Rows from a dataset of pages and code
• • •
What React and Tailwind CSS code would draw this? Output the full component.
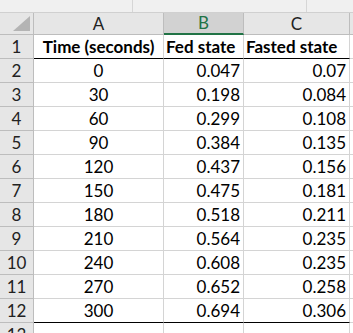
import React from "react";

const rows = [
  ["0", "0.047", "0.07"],
  ["30", "0.198", "0.084"],
  ["60", "0.299", "0.108"],
  ["90", "0.384", "0.135"],
  ["120", "0.437", "0.156"],
  ["150", "0.475", "0.181"],
  ["180", "0.518", "0.211"],
  ["210", "0.564", "0.235"],
  ["240", "0.608", "0.235"],
  ["270", "0.652", "0.258"],
  ["300", "0.694", "0.306"],
];

const font = { fontFamily: "Lato, 'Liberation Sans', sans-serif" };

function RowHead({ n }) {
  return (
    <div className="h-[24px] bg-[#e6e6e6] border-r border-b border-[#bdbdbd] flex items-center justify-center text-[17px] text-[#222]">
      {n}
    </div>
  );
}

export default function App() {
  return (
    <div className="w-[353px] h-[333px] overflow-hidden bg-white text-black" style={font}>
      <div className="h-[13px] bg-[#f0f0f0] border-b border-[#d0d0d0] flex">
        <div className="w-[133px] border-r border-[#d6d6d6]" />
        <div className="w-[174px] border-r border-[#d6d6d6]" />
        <div className="flex-1" />
      </div>
      <div className="grid grid-cols-[34px_130px_80px_106px_1fr]">
        <div className="h-[22px] bg-[#e6e6e6] border-r border-b border-[#bdbdbd] relative">
          <svg className="absolute right-[3px] bottom-[3px]" width="17" height="15" viewBox="0 0 17 15">
            <polygon points="17,0 17,15 0,15" fill="#b4b4b4" />
          </svg>
        </div>
        <div className="h-[22px] bg-[#e6e6e6] border-r border-b border-[#bdbdbd] flex items-center justify-center text-[17px] text-[#222]">A</div>
        <div className="h-[22px] bg-[#d2d2d2] border-r border-[#bdbdbd] border-b-2 border-b-[#217346] flex items-center justify-center text-[17px] text-[#217346]">B</div>
        <div className="h-[22px] bg-[#e6e6e6] border-r border-b border-[#bdbdbd] flex items-center justify-center text-[17px] text-[#222]">C</div>
        <div className="h-[22px] bg-[#e6e6e6] border-b border-[#bdbdbd]" />

        <RowHead n="1" />
        <div className="h-[24px] border-r border-[#d4d4d4] border-b border-b-black flex items-center justify-center text-[17px] font-bold whitespace-nowrap">Time (seconds)</div>
        <div className="h-[24px] border-r border-[#d4d4d4] border-b border-b-black flex items-center px-[2px] text-[17px] font-bold whitespace-nowrap">Fed state</div>
        <div className="h-[24px] border-r border-[#d4d4d4] border-b border-b-black flex items-center px-[2px] text-[17px] font-bold whitespace-nowrap">Fasted state</div>
        <div className="h-[24px] border-b border-[#d4d4d4]" />

        {rows.map((r, i) => {
          const last = i === rows.length - 1;
          const bb = last ? "border-b-black" : "border-b-[#d4d4d4]";
          return (
            <React.Fragment key={i}>
              <RowHead n={String(i + 2)} />
              <div className={`h-[24px] border-r border-r-[#d4d4d4] border-b ${bb} flex items-center justify-center text-[17px]`}>{r[0]}</div>
              <div className={`h-[24px] border-r border-r-[#d4d4d4] border-b ${bb} flex items-center justify-end px-[3px] text-[17px]`}>{r[1]}</div>
              <div className={`h-[24px] border-r border-r-[#d4d4d4] border-b ${bb} flex items-center justify-end px-[3px] text-[17px]`}>{r[2]}</div>
              <div className="h-[24px] border-b border-[#d4d4d4]" />
            </React.Fragment>
          );
        })}

        <RowHead n="13" />
        <div className="h-[24px] border-r border-[#d4d4d4]" />
        <div className="h-[24px] border-r border-[#d4d4d4]" />
        <div className="h-[24px] border-r border-[#d4d4d4]" />
        <div className="h-[24px]" />
      </div>
    </div>
  );
}
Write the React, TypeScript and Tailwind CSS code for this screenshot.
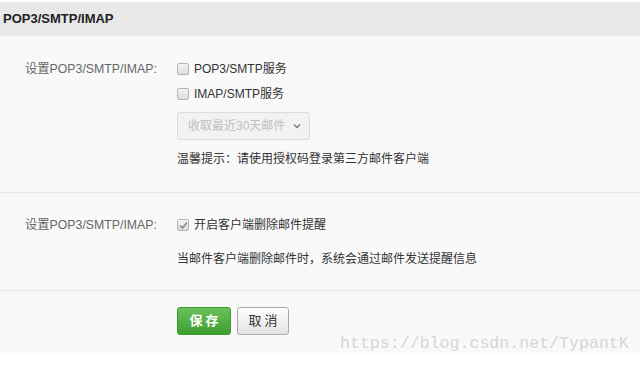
import React from "react";

const font = { fontFamily: '"Liberation Sans", "Noto Sans CJK SC", sans-serif' };

function Box({ checked = false }: { checked?: boolean }) {
  return (
    <span className="relative inline-block w-[12px] h-[12px] rounded-[2px] border border-[#b5b5b5] bg-gradient-to-b from-[#f4f4f4] to-[#dcdcdc] shrink-0">
      {checked && (
        <svg className="absolute left-[1px] top-[1px]" width="9" height="9" viewBox="0 0 9 9">
          <path d="M1.2 4.6 L3.5 7 L7.8 1.8" fill="none" stroke="#8f8f8f" strokeWidth="1.8" />
        </svg>
      )}
    </span>
  );
}

export default function App() {
  return (
    <div className="relative w-[640px] h-[365px] bg-white overflow-hidden" style={font}>
      <div className="pt-[2px]">
        <div className="h-[34px] bg-[#e8e8e8] flex items-center pl-[3px] text-[13px] font-bold text-[#222]">
          POP3/SMTP/IMAP
        </div>
        <div className="bg-[#f9f9f9] h-[317px]">
          <div className="flex pl-[25px] pt-[23px] pb-[22px] border-b border-[#e6e6e6] h-[157px]">
            <div className="w-[152px] text-[12.3px] text-[#666] leading-[20px]">设置POP3/SMTP/IMAP:</div>
            <div className="flex flex-col text-[12px] text-[#333]">
              <div className="flex items-center gap-[5px] h-[20px] leading-[20px]">
                <Box />
                <span>POP3/SMTP服务</span>
              </div>
              <div className="flex items-center gap-[5px] h-[20px] mt-[5px] leading-[20px]">
                <Box />
                <span>IMAP/SMTP服务</span>
              </div>
              <div className="mt-[8px] w-[133px] h-[28px] rounded-[3px] border border-[#dcdcdc] bg-[#f2f2f2] flex items-center pl-[10px] text-[#c0c0c0]">
                <span>收取最近30天邮件</span>
                <svg className="ml-[8px]" width="8" height="6" viewBox="0 0 8 6">
                  <path d="M1 1.5 L4 4.5 L7 1.5" fill="none" stroke="#777" strokeWidth="1.3" />
                </svg>
              </div>
              <div className="mt-[9px] leading-[20px] text-[#333]">温馨提示：请使用授权码登录第三方邮件客户端</div>
            </div>
          </div>
          <div className="flex pl-[25px] pt-[22px] border-b border-[#e6e6e6] h-[98px]">
            <div className="w-[152px] text-[12.3px] text-[#666] leading-[20px]">设置POP3/SMTP/IMAP:</div>
            <div className="flex flex-col text-[12px] text-[#333]">
              <div className="flex items-center gap-[5px] h-[20px] leading-[20px]">
                <Box checked />
                <span>开启客户端删除邮件提醒</span>
              </div>
              <div className="mt-[14px] leading-[20px]">当邮件客户端删除邮件时，系统会通过邮件发送提醒信息</div>
            </div>
          </div>
          <div className="flex pl-[177px] pt-[16px] gap-[6px]">
            <button className="w-[54px] h-[28px] rounded-[3px] border border-[#3f9a2c] bg-gradient-to-b from-[#69c25a] to-[#3e9e2e] text-white text-[13px] font-bold tracking-[3px] pl-[3px]">
              保存
            </button>
            <button className="w-[52px] h-[28px] rounded-[3px] border border-[#a9a9a9] bg-gradient-to-b from-[#ffffff] to-[#e2e2e2] text-[#333] text-[13px] tracking-[3px] pl-[3px]">
              取消
            </button>
          </div>
        </div>
      </div>
      <div
        className="absolute left-[340px] top-[334px] text-[16.6px] leading-[20px] text-[#d6d6d6] whitespace-nowrap"
        style={{ fontFamily: '"Liberation Mono", monospace' }}
      >
        https://blog.csdn.net/TypantK
      </div>
    </div>
  );
}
• • •
> _TASK TO COMPLETE_: In the records above, locate every line with the string "Tailwind" and copy it.

> _FINISHED TASK_:
What React and Tailwind CSS code would draw this? Output the full component.
Write the React, TypeScript and Tailwind CSS code for this screenshot.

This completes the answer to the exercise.